John Lewis said that a more meaningful picture of its performance for the six weeks to December 29 will be released on January 10.
The figures come ahead of what is expected to be another tough year for department store chains following a disastrous 2018 that saw House of Fraser collapse and Debenhams issue a string of profit warnings.
The John Lewis Partnership itself revealed in September a 98.8% crash in half year profits as it battles against 'challenging times' and the most promotional market for nearly a decade.
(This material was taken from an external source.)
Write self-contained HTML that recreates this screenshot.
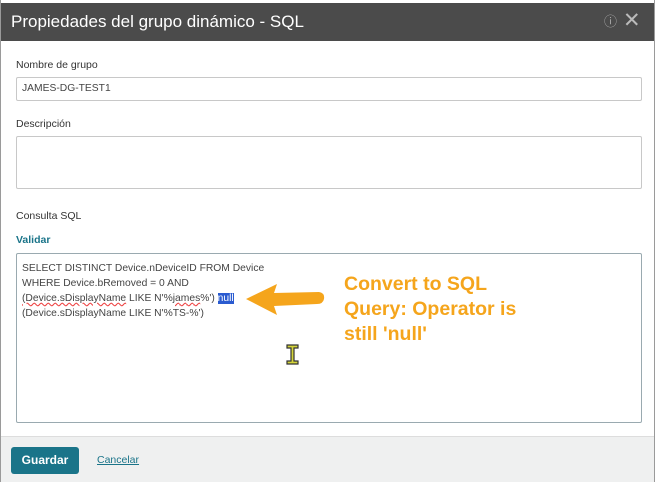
<!DOCTYPE html>
<html><head><style>
body{margin:0;width:655px;height:483px;background:#fff;font-family:"Liberation Sans",sans-serif;position:relative;overflow:hidden}
.win{position:absolute;left:0;top:0;width:653px;height:481px;border:1px solid #9a9a9a;border-top:none;background:#fff}
.hdr{position:absolute;left:0;top:3px;width:653px;height:38px;background:#4b4b4b;color:#fff;font-size:17px;line-height:38px;padding-left:10px;box-sizing:border-box}
.lbl{position:absolute;left:15px;font-size:10.5px;color:#333}
.box{position:absolute;left:15px;width:626px;border:1px solid #c8c8c8;border-radius:2px;box-sizing:border-box}
.ftr{position:absolute;left:0;top:436px;width:653px;height:45px;background:#eff0f0;border-top:1px solid #ddd}
.sql{font-size:10.3px;color:#444;line-height:15px;position:absolute;left:21px;top:261px}
.ann{position:absolute;left:343px;top:272px;color:#f5a51c;font-weight:bold;font-size:19.5px;line-height:25px}
</style></head><body>
<div class="win">
<div class="hdr">Propiedades del grupo dinámico - SQL
<span style="position:absolute;left:603px;top:0;font-size:13px;color:#aaa">&#9432;</span>
<span style="position:absolute;left:622px;top:-1px;font-size:21px;color:#bbb">✕</span></div>
<div class="lbl" style="top:59px">Nombre de grupo</div>
<div class="box" style="top:77px;height:24px;font-size:10.3px;color:#444;line-height:22px;padding-left:5px">JAMES-DG-TEST1</div>
<div class="lbl" style="top:118px">Descripción</div>
<div class="box" style="top:136px;height:53px"></div>
<div class="lbl" style="top:210px">Consulta SQL</div>
<div class="lbl" style="top:234px;color:#1a7489;font-weight:bold">Validar</div>
<div class="box" style="top:253px;height:170px;border-color:#9aaab0"></div>
<div class="sql">SELECT DISTINCT Device.nDeviceID FROM Device<br>WHERE Device.bRemoved = 0 AND<br><span style="text-decoration:underline wavy #e44">(Device.sDisplayName</span> LIKE N'%<span style="text-decoration:underline wavy #e44">james</span>%') <span style="background:#2a5bd0;color:#fff">null</span><br>(Device.sDisplayName LIKE N'%TS-%')</div>
<div class="ann">Convert to SQL<br>Query: Operator is<br>still 'null'</div>
<svg style="position:absolute;left:240px;top:280px" width="90" height="40"><path d="M5 19 L36 4 L33 13 L78 12 Q84 13 83 19 Q82 24 76 24 L33 26 L36 35 Z" fill="#f5a51c"/></svg>
<svg style="position:absolute;left:284px;top:343px" width="16" height="24"><path d="M2 2 H13 V5 H9 V18 H13 V21 H2 V18 H6 V5 H2 Z" fill="#d4d43a" stroke="#333" stroke-width="1.2"/></svg>
<div class="ftr">
<div style="position:absolute;left:10px;top:10px;width:68px;height:27px;background:#1a7489;border-radius:3px;color:#fff;font-weight:bold;font-size:12px;text-align:center;line-height:27px">Guardar</div>
<div style="position:absolute;left:96px;top:17px;font-size:10.5px;color:#1a7489;text-decoration:underline">Cancelar</div>
</div>
</div>
</body></html>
Retailers across the board have been battling the rise of online shopping, higher costs and plummeting consumer confidence as shoppers rein in spending amid Brexit uncertainty.
Notable high street names such as Poundworld, Toys R Us and Maplin went bust in 2018, while the likes of Marks & Spencer announced plans to shutter stores.
Several others, including Superdry, Carpetright and Card Factory, have issued profit warnings.
Among the bevvy of firms reporting festive figures over the coming weeks are Morrisons, Sainsbury's, Ted Baker, Tesco, Marks & Spencer, Debenhams and Dixons Carphone.